The impact on Canadians with a mortgage
The BoC announcement matters most to mortgage holders because the central bank’s policy rate influences borrowing costs across the economy.
The impact on variable-rate mortgages
Variable mortgage rates are closely linked to the BoC’s overnight rate because that rate affects the prime rate lenders use to price variable mortgages and other prime-indexed products such as personal loans and home equity lines of credit (HELOCs). Since the BoC held its policy rate at 2.75%, existing variable-rate borrowers should see no immediate change in their payments or interest portion. Prospective borrowers will also find little change in the pricing environment, although lenders can adjust their margins above prime, which may slightly alter new variable-rate offers.

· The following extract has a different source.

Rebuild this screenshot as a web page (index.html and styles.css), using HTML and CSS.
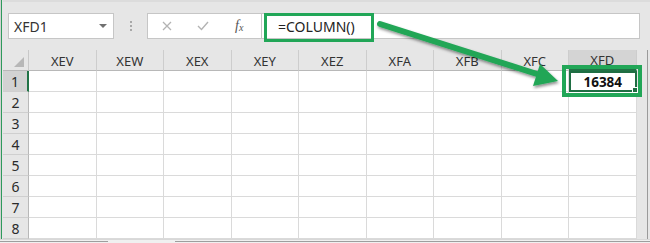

The impact on fixed-rate mortgages
Fixed mortgage rates are driven more by movements in bond yields than by the Bank’s policy rate. When government bond yields fall, lenders typically lower fixed mortgage pricing; when yields rise, fixed rates tend to increase. Recent market turmoil tied to tariff concerns pushed five-year Government of Canada bond yields down to levels not seen in years, then triggered a rebound as investors reassessed risk across global markets.
That rebound pushed yields higher again, putting upward pressure on fixed mortgage pricing. At the time of publication, five-year fixed offers remained competitive—some of the lowest five-year mortgages were in the high 3% range—but mortgage rates could move higher if bond yields stay elevated. Shop current offers to lock a rate if you want certainty over the term.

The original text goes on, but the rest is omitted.